(Extracted data entries)
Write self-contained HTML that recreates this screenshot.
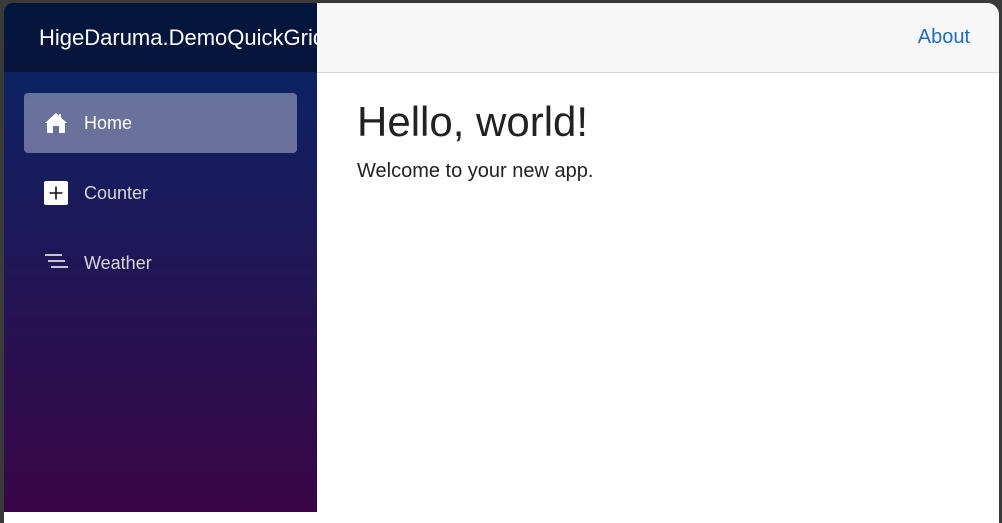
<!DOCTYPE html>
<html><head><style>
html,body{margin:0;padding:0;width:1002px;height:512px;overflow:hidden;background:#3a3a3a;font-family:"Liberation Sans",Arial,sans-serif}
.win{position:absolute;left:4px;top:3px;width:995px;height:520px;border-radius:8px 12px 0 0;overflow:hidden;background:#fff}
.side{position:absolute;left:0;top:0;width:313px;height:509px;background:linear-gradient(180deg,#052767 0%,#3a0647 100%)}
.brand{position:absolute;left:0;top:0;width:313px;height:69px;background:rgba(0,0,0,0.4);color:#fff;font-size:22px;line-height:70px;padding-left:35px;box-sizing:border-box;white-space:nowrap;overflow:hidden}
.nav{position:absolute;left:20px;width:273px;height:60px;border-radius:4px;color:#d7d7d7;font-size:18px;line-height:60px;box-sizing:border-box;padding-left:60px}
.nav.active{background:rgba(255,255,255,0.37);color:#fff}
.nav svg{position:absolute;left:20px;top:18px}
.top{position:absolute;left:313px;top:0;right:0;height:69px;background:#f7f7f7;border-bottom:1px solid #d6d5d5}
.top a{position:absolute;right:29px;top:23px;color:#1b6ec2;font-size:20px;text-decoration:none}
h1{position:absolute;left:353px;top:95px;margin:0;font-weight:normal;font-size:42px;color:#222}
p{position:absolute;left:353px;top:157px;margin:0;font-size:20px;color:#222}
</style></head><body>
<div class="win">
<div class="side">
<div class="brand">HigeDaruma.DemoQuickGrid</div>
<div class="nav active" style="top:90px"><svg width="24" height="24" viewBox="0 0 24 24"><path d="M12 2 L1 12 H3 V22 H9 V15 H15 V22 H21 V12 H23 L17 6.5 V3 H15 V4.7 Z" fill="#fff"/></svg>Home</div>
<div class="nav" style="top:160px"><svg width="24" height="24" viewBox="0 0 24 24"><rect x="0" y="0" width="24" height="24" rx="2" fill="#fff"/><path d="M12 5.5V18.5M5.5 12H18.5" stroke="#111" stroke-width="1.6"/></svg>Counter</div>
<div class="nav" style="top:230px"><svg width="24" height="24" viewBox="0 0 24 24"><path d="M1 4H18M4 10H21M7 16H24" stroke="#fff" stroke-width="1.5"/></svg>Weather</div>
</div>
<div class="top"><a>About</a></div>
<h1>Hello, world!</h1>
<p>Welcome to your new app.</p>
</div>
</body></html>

...

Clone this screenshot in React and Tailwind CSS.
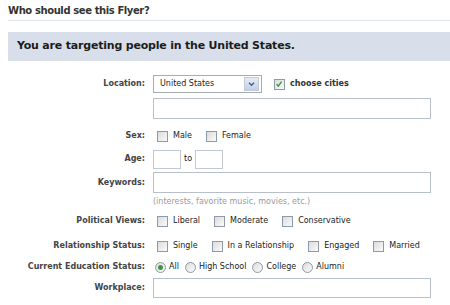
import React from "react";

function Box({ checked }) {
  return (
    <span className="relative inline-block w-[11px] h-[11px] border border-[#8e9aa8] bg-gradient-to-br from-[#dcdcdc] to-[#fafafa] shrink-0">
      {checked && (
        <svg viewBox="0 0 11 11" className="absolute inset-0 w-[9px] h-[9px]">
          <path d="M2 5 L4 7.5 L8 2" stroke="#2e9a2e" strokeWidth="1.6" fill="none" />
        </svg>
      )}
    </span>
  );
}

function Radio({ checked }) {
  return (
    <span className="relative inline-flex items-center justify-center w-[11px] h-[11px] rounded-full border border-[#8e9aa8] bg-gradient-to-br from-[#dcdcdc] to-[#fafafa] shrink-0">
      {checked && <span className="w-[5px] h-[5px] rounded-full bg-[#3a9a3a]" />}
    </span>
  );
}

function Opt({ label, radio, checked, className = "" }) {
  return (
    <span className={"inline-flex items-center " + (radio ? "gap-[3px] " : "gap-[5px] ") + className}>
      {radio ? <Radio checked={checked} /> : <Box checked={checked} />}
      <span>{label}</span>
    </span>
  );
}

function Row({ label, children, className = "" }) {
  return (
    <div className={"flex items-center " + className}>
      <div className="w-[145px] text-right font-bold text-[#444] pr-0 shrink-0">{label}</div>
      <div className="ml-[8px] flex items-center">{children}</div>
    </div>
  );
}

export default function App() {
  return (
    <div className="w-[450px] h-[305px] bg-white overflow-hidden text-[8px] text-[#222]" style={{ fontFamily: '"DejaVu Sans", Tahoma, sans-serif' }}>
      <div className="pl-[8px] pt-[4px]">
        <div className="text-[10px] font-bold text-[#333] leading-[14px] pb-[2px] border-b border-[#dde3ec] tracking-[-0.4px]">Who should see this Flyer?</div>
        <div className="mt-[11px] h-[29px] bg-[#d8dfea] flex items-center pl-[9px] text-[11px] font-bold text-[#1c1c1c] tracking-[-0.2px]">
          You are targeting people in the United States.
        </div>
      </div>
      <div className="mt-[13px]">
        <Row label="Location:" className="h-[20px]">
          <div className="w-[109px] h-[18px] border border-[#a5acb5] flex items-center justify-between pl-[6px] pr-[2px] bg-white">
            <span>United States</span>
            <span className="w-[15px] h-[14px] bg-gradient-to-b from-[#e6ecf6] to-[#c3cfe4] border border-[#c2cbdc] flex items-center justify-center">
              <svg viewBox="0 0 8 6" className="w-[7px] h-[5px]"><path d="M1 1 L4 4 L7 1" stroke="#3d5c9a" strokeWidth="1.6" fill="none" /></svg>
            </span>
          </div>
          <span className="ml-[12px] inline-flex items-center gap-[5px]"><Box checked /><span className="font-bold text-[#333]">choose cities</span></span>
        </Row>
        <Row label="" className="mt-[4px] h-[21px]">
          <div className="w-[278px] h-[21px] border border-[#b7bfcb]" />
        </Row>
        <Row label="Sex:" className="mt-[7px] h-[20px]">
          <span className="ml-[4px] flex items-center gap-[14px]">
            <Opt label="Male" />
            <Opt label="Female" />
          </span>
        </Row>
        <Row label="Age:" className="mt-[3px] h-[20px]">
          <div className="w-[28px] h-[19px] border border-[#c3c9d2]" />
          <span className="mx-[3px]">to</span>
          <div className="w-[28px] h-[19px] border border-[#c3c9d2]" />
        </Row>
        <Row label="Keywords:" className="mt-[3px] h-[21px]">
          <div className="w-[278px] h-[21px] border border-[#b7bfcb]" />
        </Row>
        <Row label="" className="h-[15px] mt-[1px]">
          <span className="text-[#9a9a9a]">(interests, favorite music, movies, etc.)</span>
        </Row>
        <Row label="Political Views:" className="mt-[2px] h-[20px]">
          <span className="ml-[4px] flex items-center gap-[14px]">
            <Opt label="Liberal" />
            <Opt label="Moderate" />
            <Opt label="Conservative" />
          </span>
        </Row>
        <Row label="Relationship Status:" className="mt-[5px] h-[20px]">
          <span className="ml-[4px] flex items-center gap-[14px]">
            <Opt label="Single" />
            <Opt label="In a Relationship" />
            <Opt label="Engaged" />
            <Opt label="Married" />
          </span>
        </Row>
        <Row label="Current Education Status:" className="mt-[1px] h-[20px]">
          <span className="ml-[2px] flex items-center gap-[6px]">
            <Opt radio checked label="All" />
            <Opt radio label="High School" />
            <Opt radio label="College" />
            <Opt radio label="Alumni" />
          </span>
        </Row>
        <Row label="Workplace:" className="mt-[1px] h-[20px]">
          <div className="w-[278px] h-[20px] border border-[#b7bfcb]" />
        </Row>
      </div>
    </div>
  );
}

> [AIM] Go back to the listing above and reproduce, exactly, the stretch from the line bearing "Clone this screenshot" through the line bearing "import React from", without its pictures.

> [SOLUTION TO THE EXERCISE]
Clone this screenshot in React and Tailwind CSS.
import React from "react";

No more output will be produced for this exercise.